If you've seen the trailer for Baldurs Gate III you'd also notice a very Nautiloid encounter right in FR. Baldurs Gate, of course, had Minsc's miniature giant space hamster. So it is quite canon that the two coexist.
For FR that's not unusual. It has always heavily played on it's connections to the D&D multiverse via Planescape and Spelljammer. It even had it's own Spelljammer supplement (Realmspace)
 

Is that your personal opinion, or is there an official statement from WotC on the matter?

I don't think there is actually an official statement. D&D canon is not stringently enforced like canon for say Star Wars or Marvel. However, the unwritten rule (and this is from the rules prominent/stringent D&D wiki seem to use, like Forgotten Realms wiki) is that video games are considered canon unless they contradict content from other official publications.

So for example, the game Neverwinter Nights has a plotline where Mephistopheles attempts to absorb Toril into the Nine Hells to create a 10th Layer, superseded Asmodeus and becoming the new king of hell. He invaded both the Underdark and Waterdeep in pursuit of this goal.

Now, technically by the unwritten rules, this is canon. However, such an event is not mentioned in recent books like Dragon Heist, despite it being a pretty insane event. So is it canon or not?

My intuition would say probably not. But nothing directly contradicts it, so it's not.
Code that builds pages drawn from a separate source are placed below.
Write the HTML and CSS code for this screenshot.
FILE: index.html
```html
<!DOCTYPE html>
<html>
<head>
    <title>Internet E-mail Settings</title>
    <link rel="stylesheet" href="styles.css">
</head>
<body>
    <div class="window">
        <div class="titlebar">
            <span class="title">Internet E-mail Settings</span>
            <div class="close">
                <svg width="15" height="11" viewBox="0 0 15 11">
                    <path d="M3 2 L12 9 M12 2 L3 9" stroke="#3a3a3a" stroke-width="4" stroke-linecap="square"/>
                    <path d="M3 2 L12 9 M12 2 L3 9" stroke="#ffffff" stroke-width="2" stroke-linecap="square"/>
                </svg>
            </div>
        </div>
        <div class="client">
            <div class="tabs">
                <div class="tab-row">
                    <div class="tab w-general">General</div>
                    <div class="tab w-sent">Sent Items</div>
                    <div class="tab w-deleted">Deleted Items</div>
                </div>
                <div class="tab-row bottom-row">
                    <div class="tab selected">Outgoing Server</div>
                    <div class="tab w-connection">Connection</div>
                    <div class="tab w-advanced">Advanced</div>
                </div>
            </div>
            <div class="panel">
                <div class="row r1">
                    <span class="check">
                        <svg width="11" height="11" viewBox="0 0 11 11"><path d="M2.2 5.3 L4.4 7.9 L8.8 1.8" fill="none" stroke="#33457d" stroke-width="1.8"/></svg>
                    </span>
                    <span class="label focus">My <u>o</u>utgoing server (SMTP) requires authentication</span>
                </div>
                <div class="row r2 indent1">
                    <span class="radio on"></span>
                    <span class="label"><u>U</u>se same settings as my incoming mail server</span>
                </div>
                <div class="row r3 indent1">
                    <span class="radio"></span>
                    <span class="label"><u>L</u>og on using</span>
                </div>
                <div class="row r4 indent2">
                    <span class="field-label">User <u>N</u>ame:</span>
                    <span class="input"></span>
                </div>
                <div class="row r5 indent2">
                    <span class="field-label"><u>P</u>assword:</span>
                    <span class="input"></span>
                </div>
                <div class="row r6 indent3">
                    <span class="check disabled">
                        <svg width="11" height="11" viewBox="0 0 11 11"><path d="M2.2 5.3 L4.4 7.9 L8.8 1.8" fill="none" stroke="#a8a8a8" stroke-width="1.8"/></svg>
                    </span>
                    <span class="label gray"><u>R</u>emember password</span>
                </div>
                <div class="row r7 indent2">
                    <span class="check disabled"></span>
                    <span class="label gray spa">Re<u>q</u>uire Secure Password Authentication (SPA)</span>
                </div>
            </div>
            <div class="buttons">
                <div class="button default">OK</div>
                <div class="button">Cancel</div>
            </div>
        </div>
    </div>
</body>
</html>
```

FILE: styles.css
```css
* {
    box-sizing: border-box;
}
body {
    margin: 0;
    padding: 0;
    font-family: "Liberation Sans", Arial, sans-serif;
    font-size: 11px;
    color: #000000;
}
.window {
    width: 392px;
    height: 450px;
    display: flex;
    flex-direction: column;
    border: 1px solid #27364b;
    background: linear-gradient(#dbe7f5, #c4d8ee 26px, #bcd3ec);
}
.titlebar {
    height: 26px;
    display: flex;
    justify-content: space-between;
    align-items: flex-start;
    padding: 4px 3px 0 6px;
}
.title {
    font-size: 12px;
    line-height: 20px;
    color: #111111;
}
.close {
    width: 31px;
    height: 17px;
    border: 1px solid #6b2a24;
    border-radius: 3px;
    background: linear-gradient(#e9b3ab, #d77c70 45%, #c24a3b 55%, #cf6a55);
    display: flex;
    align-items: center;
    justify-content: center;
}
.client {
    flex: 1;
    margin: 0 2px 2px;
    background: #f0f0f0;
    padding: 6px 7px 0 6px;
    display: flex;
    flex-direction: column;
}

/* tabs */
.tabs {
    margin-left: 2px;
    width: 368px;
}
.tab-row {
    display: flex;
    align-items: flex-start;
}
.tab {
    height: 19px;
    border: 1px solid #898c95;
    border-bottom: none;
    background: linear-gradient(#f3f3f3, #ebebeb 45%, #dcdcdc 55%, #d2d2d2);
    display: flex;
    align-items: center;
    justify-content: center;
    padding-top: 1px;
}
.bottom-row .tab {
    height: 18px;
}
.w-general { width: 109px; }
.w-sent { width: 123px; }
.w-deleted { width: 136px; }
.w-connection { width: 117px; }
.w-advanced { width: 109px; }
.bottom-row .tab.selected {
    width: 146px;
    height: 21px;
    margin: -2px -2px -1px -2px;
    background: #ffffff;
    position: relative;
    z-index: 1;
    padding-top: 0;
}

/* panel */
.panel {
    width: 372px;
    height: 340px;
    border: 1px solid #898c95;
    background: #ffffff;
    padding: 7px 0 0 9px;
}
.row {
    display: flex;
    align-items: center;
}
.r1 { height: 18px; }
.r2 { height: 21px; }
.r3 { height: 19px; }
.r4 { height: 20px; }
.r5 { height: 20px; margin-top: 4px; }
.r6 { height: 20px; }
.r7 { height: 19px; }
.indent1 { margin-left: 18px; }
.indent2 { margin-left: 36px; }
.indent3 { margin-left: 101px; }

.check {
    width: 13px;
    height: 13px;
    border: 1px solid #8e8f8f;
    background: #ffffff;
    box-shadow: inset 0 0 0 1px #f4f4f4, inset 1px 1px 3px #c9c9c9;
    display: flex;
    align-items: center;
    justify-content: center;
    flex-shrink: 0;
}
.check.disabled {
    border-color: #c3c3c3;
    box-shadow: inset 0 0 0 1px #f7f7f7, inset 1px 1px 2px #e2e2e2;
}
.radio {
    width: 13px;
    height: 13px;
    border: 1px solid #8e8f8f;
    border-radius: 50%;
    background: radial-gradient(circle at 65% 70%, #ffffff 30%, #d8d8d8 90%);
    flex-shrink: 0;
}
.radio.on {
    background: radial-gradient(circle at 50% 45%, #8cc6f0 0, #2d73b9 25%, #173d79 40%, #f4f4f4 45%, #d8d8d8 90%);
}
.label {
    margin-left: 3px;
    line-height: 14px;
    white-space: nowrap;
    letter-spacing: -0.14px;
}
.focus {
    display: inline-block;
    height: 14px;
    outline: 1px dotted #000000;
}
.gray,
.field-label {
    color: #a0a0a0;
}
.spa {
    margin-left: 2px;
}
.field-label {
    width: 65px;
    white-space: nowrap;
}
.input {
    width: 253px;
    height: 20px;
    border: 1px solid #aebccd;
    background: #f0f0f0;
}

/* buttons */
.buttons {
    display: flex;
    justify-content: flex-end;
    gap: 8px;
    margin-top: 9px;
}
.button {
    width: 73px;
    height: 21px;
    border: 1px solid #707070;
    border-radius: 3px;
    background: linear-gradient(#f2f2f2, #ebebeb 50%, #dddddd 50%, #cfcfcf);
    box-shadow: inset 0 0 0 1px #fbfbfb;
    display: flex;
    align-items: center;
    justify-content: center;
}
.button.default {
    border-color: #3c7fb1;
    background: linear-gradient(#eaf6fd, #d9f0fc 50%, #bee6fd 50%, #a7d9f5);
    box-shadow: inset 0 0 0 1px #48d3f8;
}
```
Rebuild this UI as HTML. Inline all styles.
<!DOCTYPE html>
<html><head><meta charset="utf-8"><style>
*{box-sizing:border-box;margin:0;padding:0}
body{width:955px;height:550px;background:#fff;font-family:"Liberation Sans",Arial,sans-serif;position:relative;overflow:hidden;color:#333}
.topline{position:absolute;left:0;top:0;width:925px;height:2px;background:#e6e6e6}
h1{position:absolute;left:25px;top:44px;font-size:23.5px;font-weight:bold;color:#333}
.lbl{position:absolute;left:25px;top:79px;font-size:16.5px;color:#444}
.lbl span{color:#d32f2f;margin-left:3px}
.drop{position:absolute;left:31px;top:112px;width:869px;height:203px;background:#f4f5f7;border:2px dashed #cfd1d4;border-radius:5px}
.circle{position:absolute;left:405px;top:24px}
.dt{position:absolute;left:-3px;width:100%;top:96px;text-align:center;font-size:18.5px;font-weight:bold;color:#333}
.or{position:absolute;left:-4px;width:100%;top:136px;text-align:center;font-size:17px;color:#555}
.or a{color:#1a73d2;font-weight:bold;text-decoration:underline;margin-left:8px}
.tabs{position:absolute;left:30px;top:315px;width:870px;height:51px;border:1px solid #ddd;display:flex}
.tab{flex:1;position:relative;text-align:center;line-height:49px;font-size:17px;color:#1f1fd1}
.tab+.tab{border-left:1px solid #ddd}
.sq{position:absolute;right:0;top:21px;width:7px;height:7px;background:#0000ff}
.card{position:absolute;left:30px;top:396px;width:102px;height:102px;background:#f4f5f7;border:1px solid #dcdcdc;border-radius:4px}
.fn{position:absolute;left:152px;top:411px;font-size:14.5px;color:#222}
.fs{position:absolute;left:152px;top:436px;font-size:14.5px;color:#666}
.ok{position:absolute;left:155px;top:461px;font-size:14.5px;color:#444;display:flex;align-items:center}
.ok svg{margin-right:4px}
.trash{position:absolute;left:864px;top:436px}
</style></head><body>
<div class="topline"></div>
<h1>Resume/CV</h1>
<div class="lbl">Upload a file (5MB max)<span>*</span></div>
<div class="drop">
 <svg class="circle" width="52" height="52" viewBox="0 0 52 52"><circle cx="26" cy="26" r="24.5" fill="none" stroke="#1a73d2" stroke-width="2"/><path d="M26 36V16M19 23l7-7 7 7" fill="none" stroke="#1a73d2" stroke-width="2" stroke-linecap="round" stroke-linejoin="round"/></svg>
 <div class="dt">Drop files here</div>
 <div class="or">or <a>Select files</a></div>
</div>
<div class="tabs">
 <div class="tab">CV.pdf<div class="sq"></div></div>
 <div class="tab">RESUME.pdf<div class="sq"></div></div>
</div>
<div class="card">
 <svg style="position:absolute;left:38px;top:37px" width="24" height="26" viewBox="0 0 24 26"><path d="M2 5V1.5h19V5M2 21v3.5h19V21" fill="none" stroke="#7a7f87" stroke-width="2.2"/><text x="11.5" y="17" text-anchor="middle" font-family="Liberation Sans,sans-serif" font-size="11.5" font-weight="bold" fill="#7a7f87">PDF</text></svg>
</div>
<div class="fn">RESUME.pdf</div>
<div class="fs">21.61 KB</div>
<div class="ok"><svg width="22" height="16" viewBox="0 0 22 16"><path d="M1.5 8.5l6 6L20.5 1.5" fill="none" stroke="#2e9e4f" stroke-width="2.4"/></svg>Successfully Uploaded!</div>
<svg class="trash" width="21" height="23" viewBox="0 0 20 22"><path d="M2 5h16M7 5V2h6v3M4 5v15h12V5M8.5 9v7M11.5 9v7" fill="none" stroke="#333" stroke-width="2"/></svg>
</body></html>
Anyway, my point is you shouldn't really use something from a video game as proof something is canon, unless it has been confirmed in other sources.
 

If you want, you can add anything from Ebberon to Forgotten Realms or any other setting.

Just say that it was always there and come up with some story about it.

Warforged are perfect slaves for Red Wizards of Thay for instance.
They can be their inventors in FR

Shifters can be numerous in Moonwood/Glimmerwood of the Silver Marches

Dragonmarks can be tied to to noble houses Waterdeep, Neverwinter, Baldursgate, Evereska, Myth drannor etc...
 


If you've seen the trailer for Baldurs Gate III you'd also notice a very Nautiloid encounter right in FR. Baldurs Gate, of course, had Minsc's miniature giant space hamster. So it is quite canon that the two coexist.

Even further back, the FR mentioned spelljammers very early after Spelljammer came out. I can't remember if it's Forgotten Realms Adventures (1990), Ruins of Undermountain (1991) or Menzoberranzan (1992), but one of those has a spelljammer dock in it, somewhere deep underground, and the dock belonged to Drow or something. Other FR stuff from the early '90s references it too. The FR always had a magpie's eye with regards to cool stuff from other settings. I mean, as soon as Planescape happened, the FR started filling up with Planescape-style portals (i.e. invisible but you need a key, which might be a thought or an object), tieflings started appearing in the FR, and so on.